Aujourd’hui, les crocus sativus poussent sur 800 m2 dans des cadres, mais également en pleine terre et chaque m2 contient 30 à 35 bulbes. «Cette culture demande peu d’entretien 10 mois par année, maintenant que les limaces et les campagnols ne sont plus un problème! Le travail se concentre sur le mois de juin, lorsqu’il faut séparer les bulbes et les replanter, et bien sûr, sur l’automne lors de la cueillette», raconte le producteur.

Tout se fait à la main
Lorsque les crocus commencent à fleurir, la saison de la cueillette débute. Durant plus d’un mois, il faut récolter les milliers de fleurs chaque matin et chaque soir. Pour cela, Jean-Daniel est accompagné de quelques amis qui lui prêtent main-forte. Tout se fait à la main: on ramasse les fleurs une à une, on remplit les paniers, on passe au bac suivant ... Quelques heures plus tard, le dos douloureux, c’est la deuxième étape qui commence: l’émondage.
Toujours à la main, il faut séparer le pistil, composé de trois stigmates rouges du reste de la plante. La précision est de mise: «Afin d’obtenir la meilleure qualité possible, il faut enlever le pistil sans séparer les stigmates», précise l’agriculteur. Autour de la table de la cuisine, l’odeur puissante des crocus envahit l’atmosphère studieuse. Ils sont quatre ce jour-là pour l’émondage: Lotti, la maman de Jean-Daniel, fidèle au poste, et Joseph et Mireille, deux amis qui passent quand ils le peuvent. «Nous sommes certainement très proche du pic de floraison», confie Mireille, «pour passer le temps, je compte ce que je cueille, si on multiplie mon résultat par trois, on devrait être autour des 15000 fleurs ce matin».

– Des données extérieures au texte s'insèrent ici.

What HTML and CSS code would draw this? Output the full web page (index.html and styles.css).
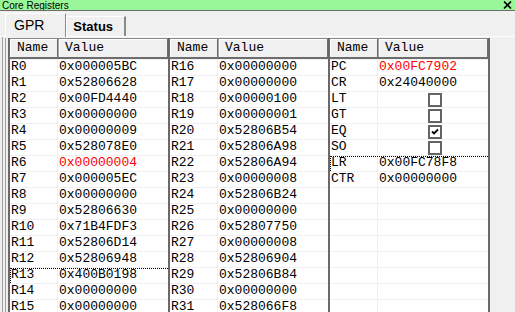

Séchage: safranal et picocrocine
Après l’émondage, il faut encore sécher les pistils. Pour cela, Jean-Daniel Cavin utilise deux méthodes. D’une part, un déshydrateur, pour un séchage doux, à 35° durant deux à trois heures et d’autre part, un four à 50° pour un séchage plus rapide. Alors que le déshydrateur favorise le safranal, c’est à dire l’arôme du safran, le four développe plutôt la picocrocine, soit le goût caractéristique de l’épice. «Toutefois, peu de clients demandent l’une ou l’autre méthode de séchage, et selon une analyse que j’avais demandée, toute ma production est d’excellente qualité», ajoute-t-il. «Pour finir, on met le safran dans des bocaux hermétiquement fermés afin qu’il développe ses saveurs pendant un mois.»

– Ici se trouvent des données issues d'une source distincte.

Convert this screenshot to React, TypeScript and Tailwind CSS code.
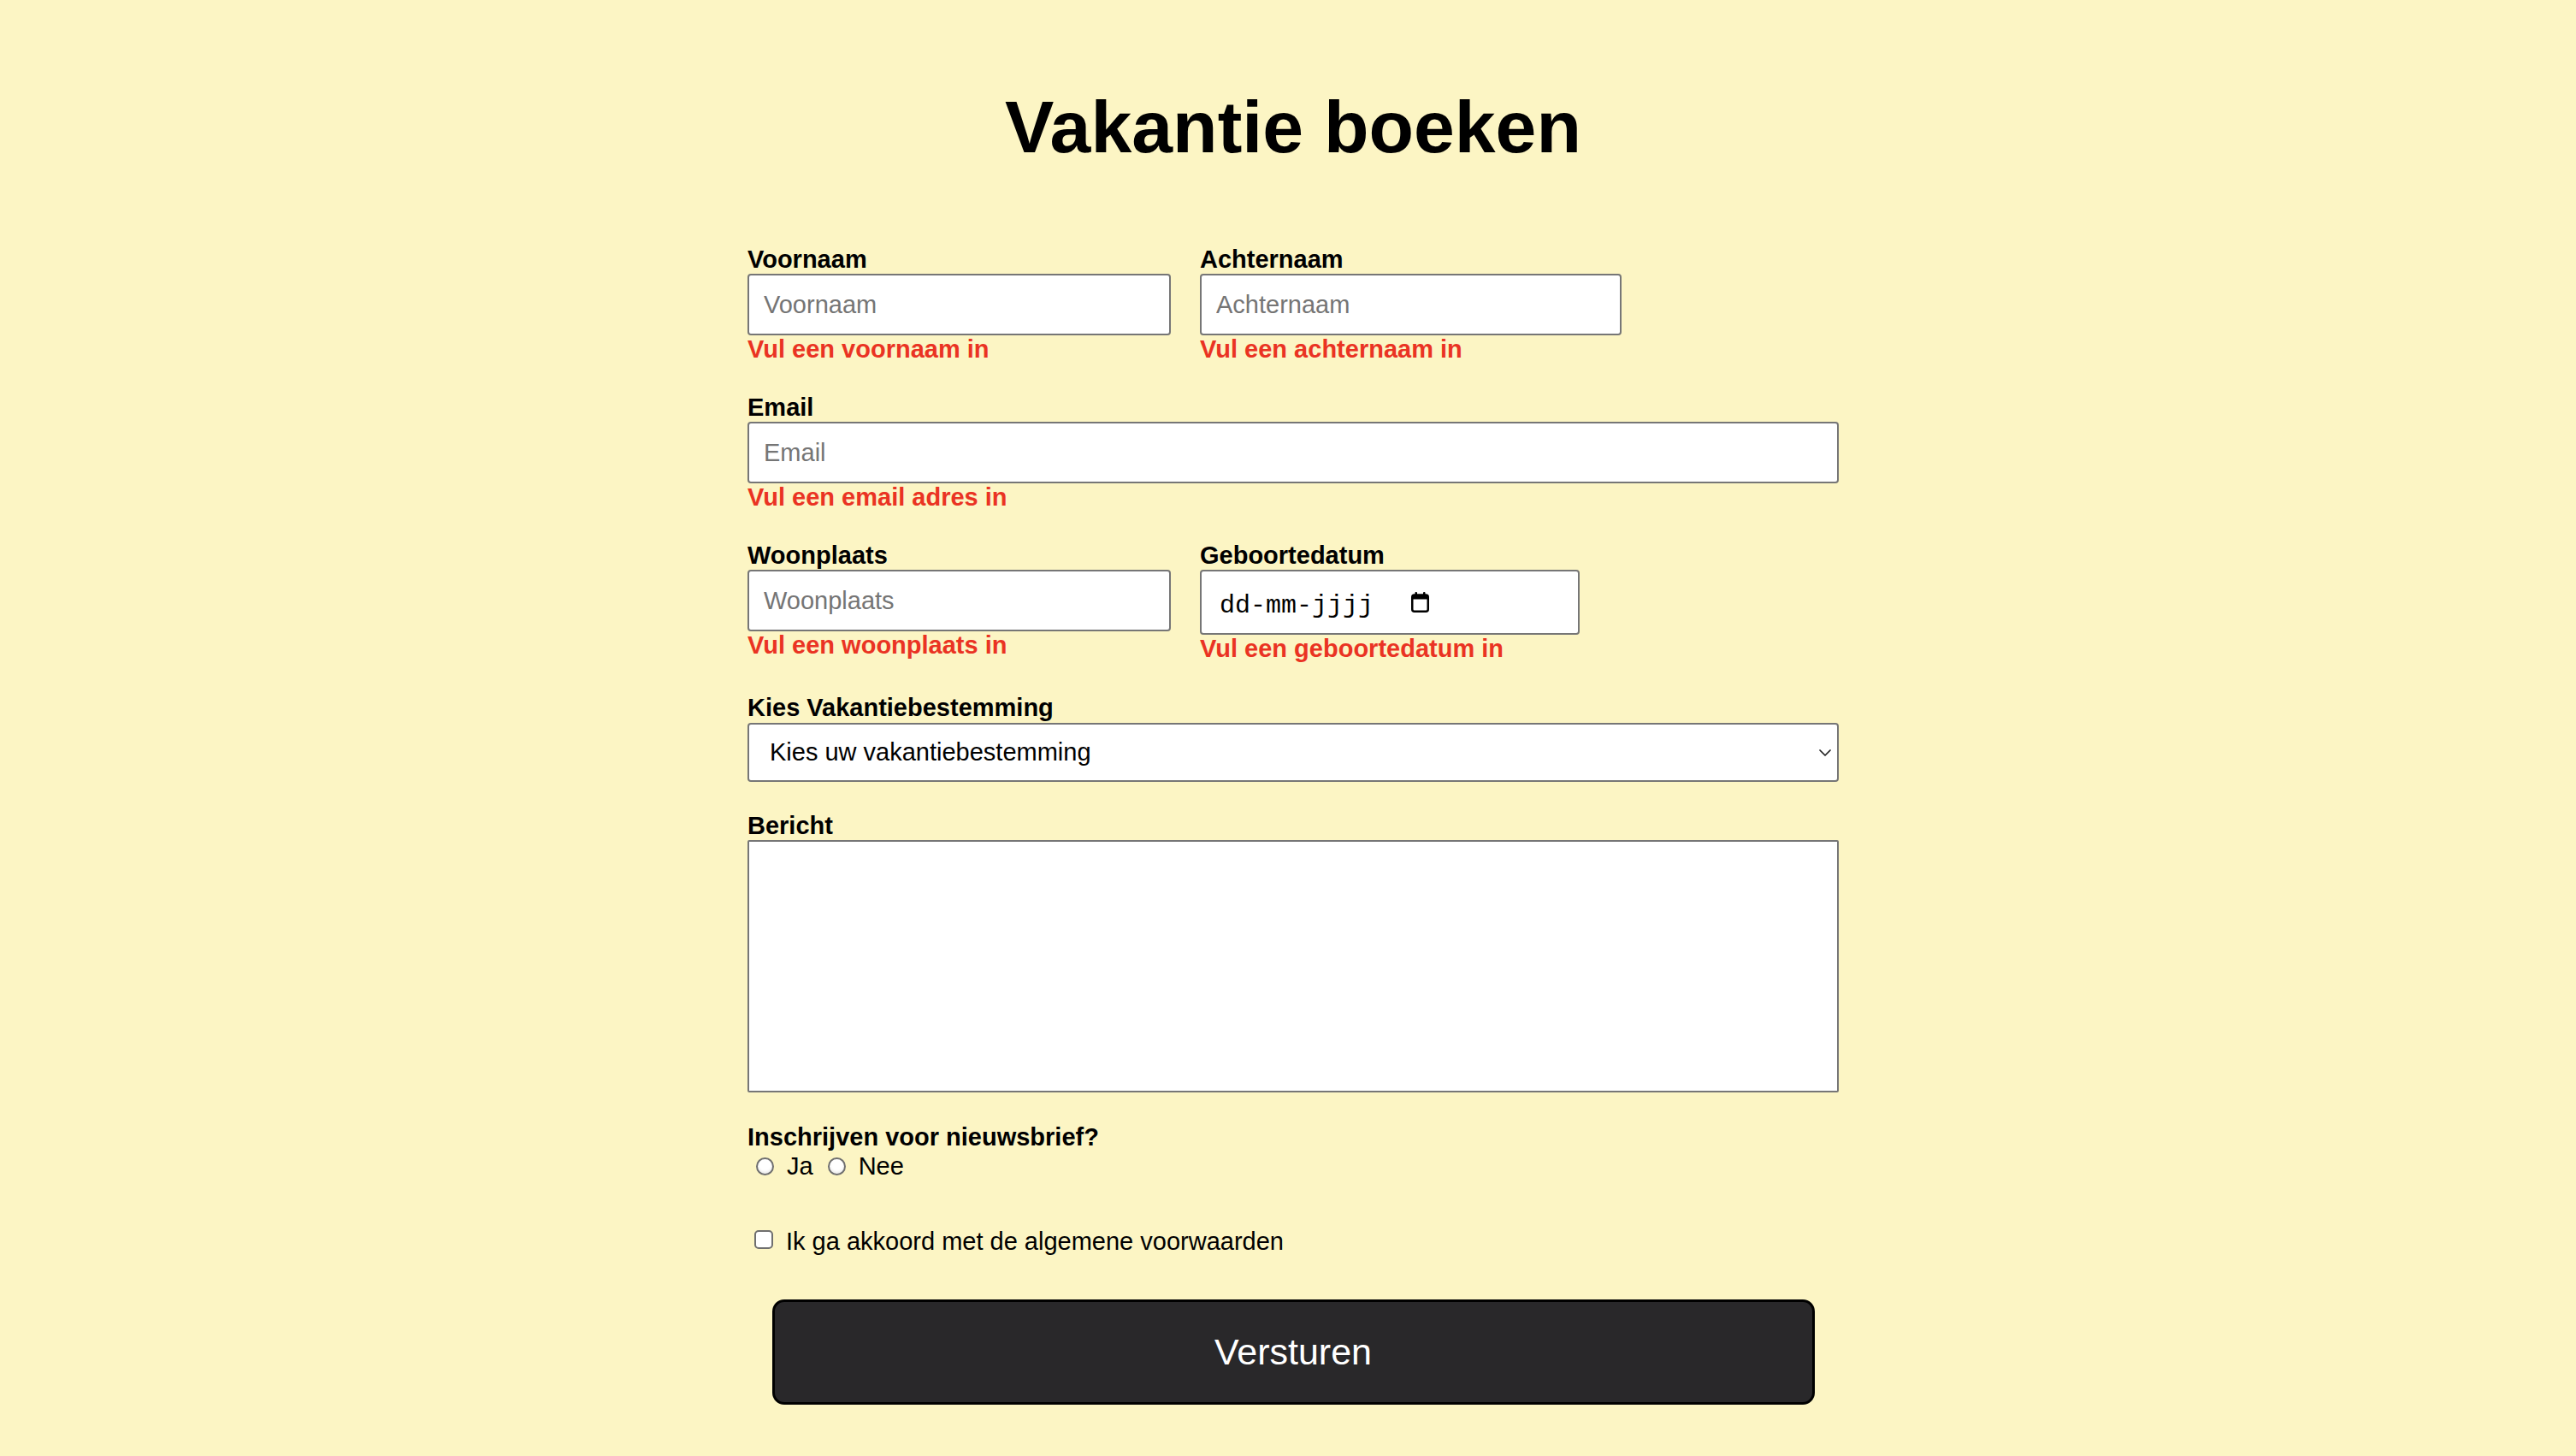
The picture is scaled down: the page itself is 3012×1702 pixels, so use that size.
import { ChevronDown } from "lucide-react"

const label = "block text-[29px] leading-[34px] font-bold text-black"
const error = "block text-[29px] leading-[33px] font-bold text-[#ea3323]"
const input =
  "h-[72px] rounded-[4px] border-2 border-[#767676] bg-white px-[17px] text-[29px] text-black outline-none placeholder:text-[#757575]"
const radio = "h-[21px] w-[21px] appearance-none rounded-full border-2 border-[#6f6f6f] bg-white shadow-[inset_0_-2px_3px_rgba(0,0,0,0.08)]"

function Field({ name, width }: { name: string; width: string }) {
  return (
    <div className="flex flex-col">
      <label className={label}>{name}</label>
      <input className={`${input} ${width}`} placeholder={name} />
    </div>
  )
}

function CalendarIcon() {
  return (
    <svg width="21" height="24" viewBox="0 0 21 24" fill="none">
      <rect x="1.25" y="3.5" width="18.5" height="19.25" rx="2.5" stroke="black" strokeWidth="2.5" />
      <rect x="1.25" y="3.5" width="18.5" height="5" fill="black" />
      <rect x="4.5" y="0" width="2.5" height="4" rx="1" fill="black" />
      <rect x="14" y="0" width="2.5" height="4" rx="1" fill="black" />
    </svg>
  )
}

export default function App() {
  return (
    <div className="min-h-screen bg-[#fcf5c4] pl-[12px] pb-[40px] font-['Liberation_Sans',Arial,sans-serif] text-black">
      <h1 className="pt-[105px] text-center text-[86px] font-bold leading-none">Vakantie boeken</h1>

      <form className="mx-auto mt-[95px] flex w-[1276px] flex-col">
        <div className="mb-[34px] flex gap-[34px]">
          <div className="flex flex-col">
            <Field name="Voornaam" width="w-[495px]" />
            <span className={error}>Vul een voornaam in</span>
          </div>
          <div className="flex flex-col">
            <Field name="Achternaam" width="w-[493px]" />
            <span className={error}>Vul een achternaam in</span>
          </div>
        </div>

        <div className="mb-[34px] flex flex-col">
          <Field name="Email" width="w-full" />
          <span className={error}>Vul een email adres in</span>
        </div>

        <div className="mb-[35px] flex gap-[34px]">
          <div className="flex flex-col">
            <Field name="Woonplaats" width="w-[495px]" />
            <span className={error}>Vul een woonplaats in</span>
          </div>
          <div className="flex flex-col">
            <label className={label}>Geboortedatum</label>
            <div className="flex h-[76px] w-[444px] items-center rounded-[4px] border-2 border-[#767676] bg-white pl-[21px]">
              <span className="mt-[8px] font-['Liberation_Mono',monospace] text-[30px] leading-none">dd-mm-jjjj</span>
              <span className="ml-[44px]">
                <CalendarIcon />
              </span>
            </div>
            <span className={error}>Vul een geboortedatum in</span>
          </div>
        </div>

        <div className="mb-[34px] flex flex-col">
          <label className={label}>Kies Vakantiebestemming</label>
          <div className="relative mt-[1px]">
            <select className="h-[69px] w-full appearance-none rounded-[4px] border-2 border-[#767676] bg-white pl-[24px] text-[29px] text-black outline-none">
              <option>Kies uw vakantiebestemming</option>
              <option>Spanje</option>
              <option>Italië</option>
              <option>Frankrijk</option>
            </select>
            <ChevronDown
              className="pointer-events-none absolute right-[4px] top-1/2 h-[24px] w-[24px] -translate-y-1/2 text-[#222]"
              strokeWidth={1.75}
            />
          </div>
        </div>

        <div className="mb-[35px] flex flex-col">
          <label className={label}>Bericht</label>
          <textarea className="h-[295px] w-full resize-none rounded-[2px] border-2 border-[#767676] bg-white p-[8px] text-[29px] outline-none" />
        </div>

        <div className="flex flex-col">
          <span className={label}>Inschrijven voor nieuwsbrief?</span>
          <div className="flex items-center text-[29px] leading-[34px]">
            <input type="radio" name="nieuwsbrief" className={`ml-[10px] ${radio}`} />
            <span className="ml-[15px]">Ja</span>
            <input type="radio" name="nieuwsbrief" className={`ml-[17px] ${radio}`} />
            <span className="ml-[15px]">Nee</span>
          </div>
        </div>

        <div className="mt-[54px] flex text-[29px] leading-[34px]">
          <input
            type="checkbox"
            className="ml-[8px] mt-[4px] h-[22px] w-[22px] appearance-none rounded-[5px] border-2 border-[#6f6f6f] bg-white"
          />
          <span className="ml-[15px]">Ik ga akkoord met de algemene voorwaarden</span>
        </div>

        <button
          type="button"
          className="mx-auto mt-[51px] h-[123px] w-[1219px] rounded-[14px] border-[3px] border-black bg-[#29282a] text-[43px] text-white"
        >
          Versturen
        </button>
      </form>
    </div>
  )
}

★ Le conseil du producteur

Les étapes de déshydratation et de réhydratation sont essentielles pour développer les saveurs du safran. Afin d’obtenir toute l’intensité de l’épice, il faut le laisser infuser pendant une nuit.

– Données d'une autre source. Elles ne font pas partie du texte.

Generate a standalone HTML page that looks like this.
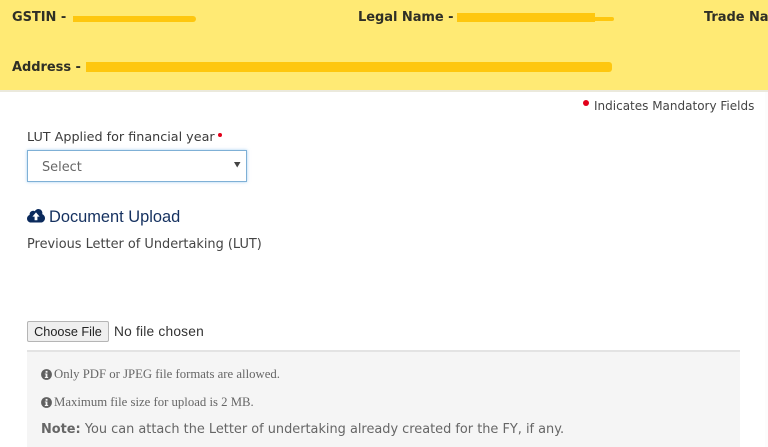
<!DOCTYPE html>
<html><head><meta charset="utf-8">
<style>
html,body{margin:0;padding:0;width:768px;height:447px;overflow:hidden;background:#fff}
.a{position:absolute;white-space:nowrap;line-height:16px}
.v{font-family:"DejaVu Sans",sans-serif;font-size:12px;color:#333}
.b{font-family:"DejaVu Sans",sans-serif;font-weight:bold;font-size:13px;color:#2f2f26;letter-spacing:-.05px}
.s{font-family:"Liberation Serif",serif;font-size:12.75px;color:#666}
.r{position:absolute;background:#fec70f}
</style></head><body>
<div style="position:absolute;left:0;top:0;width:768px;height:90px;background:#ffea74"></div>
<div style="position:absolute;left:0;top:90px;width:768px;height:2px;background:#ebe9dc"></div>
<div style="position:absolute;left:765px;top:92px;width:3px;height:355px;background:#fcfcfc"></div>

<div class="a b" style="left:12px;top:9px;top:10px">GSTIN -</div>
<div class="r" style="left:73px;top:16px;width:123px;height:6px;border-radius:0 3px 3px 0"></div>
<div class="a b" style="left:358px;top:10px">Legal Name -</div>
<div class="r" style="left:457px;top:13px;width:138px;height:9px"></div>
<div class="r" style="left:590px;top:17px;width:24px;height:4px;border-radius:0 3px 3px 0"></div>
<div class="a b" style="left:704px;top:10px">Trade Na</div>
<div class="a b" style="left:12px;top:60px">Address -</div>
<div class="r" style="left:86px;top:62px;width:526px;height:10px;border-radius:0 3px 3px 0"></div>

<div class="a" style="left:583px;top:100px;width:6px;height:6px;border-radius:50%;background:#e2001a"></div>
<div class="a v" style="left:594px;top:98px;font-size:12px;color:#444">Indicates Mandatory Fields</div>

<div class="a v" style="left:27px;top:130px;font-size:12.75px;color:#3a3a3a">LUT Applied for financial year</div>
<div class="a" style="left:218px;top:133px;width:4px;height:4px;border-radius:50%;background:#e2001a"></div>

<div style="position:absolute;left:27px;top:150px;width:218px;height:30px;border:1px solid #7fb0d6;box-shadow:0 0 3px rgba(102,175,233,.6);background:#fff"></div>
<div class="a v" style="left:42px;top:160px;font-size:12.9px;color:#666">Select</div>
<svg style="position:absolute;left:234px;top:162px" width="7" height="6"><path d="M0 0H6.5L3.2 5.5Z" fill="#444"/></svg>

<svg style="position:absolute;left:27px;top:209px" width="18" height="14" viewBox="0 0 18 14"><path d="M4 13.5C1.8 13.5 0 11.8 0 9.6 0 7.9 1 6.5 2.6 5.9 2.6 5.7 2.6 5.5 2.6 5.4 2.6 3.3 4.3 1.8 6.2 1.8 6.8 1.8 7.3 1.9 7.8 2.2 8.6.9 9.9 0 11.4 0c2.2 0 4 1.8 4 4 0 .4-.1.7-.2 1.1 1.6.6 2.8 2.3 2.8 4.1 0 2.4-1.9 4.3-4.3 4.3Z" fill="#0b2a5c"/><path d="M9 3.4 12.6 7.6H10.4V11.2H7.6V7.6H5.4Z" fill="#fff"/></svg>
<div class="a" style="left:49px;top:208px;font-family:'Liberation Sans',sans-serif;font-size:16.4px;line-height:18px;color:#14305f">Document Upload</div>

<div class="a v" style="left:27px;top:237px;font-size:12.9px;color:#444">Previous Letter of Undertaking (LUT)</div>

<div style="position:absolute;left:27px;top:321px;width:80px;height:19px;background:#efefef;border:1px solid #b5b5b5;border-radius:2px;font:12.7px/20px 'Liberation Sans',sans-serif;color:#222;text-align:center">Choose File</div>
<div class="a" style="left:114px;top:324px;font:13.75px/16px 'Liberation Sans',sans-serif;color:#333;letter-spacing:.2px">No file chosen</div>

<div style="position:absolute;left:27px;top:350px;width:713px;height:97px;background:#f5f5f5;border-top:2px solid #e3e3e3;box-sizing:border-box"></div>

<svg style="position:absolute;left:41px;top:369px" width="11" height="11" viewBox="0 0 11 11"><circle cx="5.5" cy="5.5" r="5.4" fill="#5f5f5f"/><rect x="4.6" y="1.9" width="1.9" height="1.8" fill="#f5f5f5"/><path d="M3.8 4.5H6.4V8H7.2V9H3.8V8H4.6V5.4H3.8Z" fill="#f5f5f5"/></svg>
<div class="a s" style="left:54px;top:366px">Only PDF or JPEG file formats are allowed.</div>
<svg style="position:absolute;left:41px;top:397px" width="11" height="11" viewBox="0 0 11 11"><circle cx="5.5" cy="5.5" r="5.4" fill="#5f5f5f"/><rect x="4.6" y="1.9" width="1.9" height="1.8" fill="#f5f5f5"/><path d="M3.8 4.5H6.4V8H7.2V9H3.8V8H4.6V5.4H3.8Z" fill="#f5f5f5"/></svg>
<div class="a s" style="left:54px;top:394px">Maximum file size for upload is 2 MB.</div>
<div class="a v" style="left:41px;top:422px;font-size:12.9px;color:#666"><b>Note:</b> You can attach the Letter of undertaking already created for the FY, if any.</div>
</body></html>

★ Les conseils du chef Décotterd

  • Faire infuser les stigmates dans un peu d’eau froide, puis utiliser cette eau ainsi que les stigmates dans les préparations.
  • Pour les desserts, le safran se marie particulièrement bien avec les poires et le miel.
  • Privilégier l’utilisation de safran local et frais, disponible dès la fin du mois de novembre, par rapport au safran importé qui peut être parfois stocké pendant de longs mois. Il y a une vraie différence au niveau du parfum!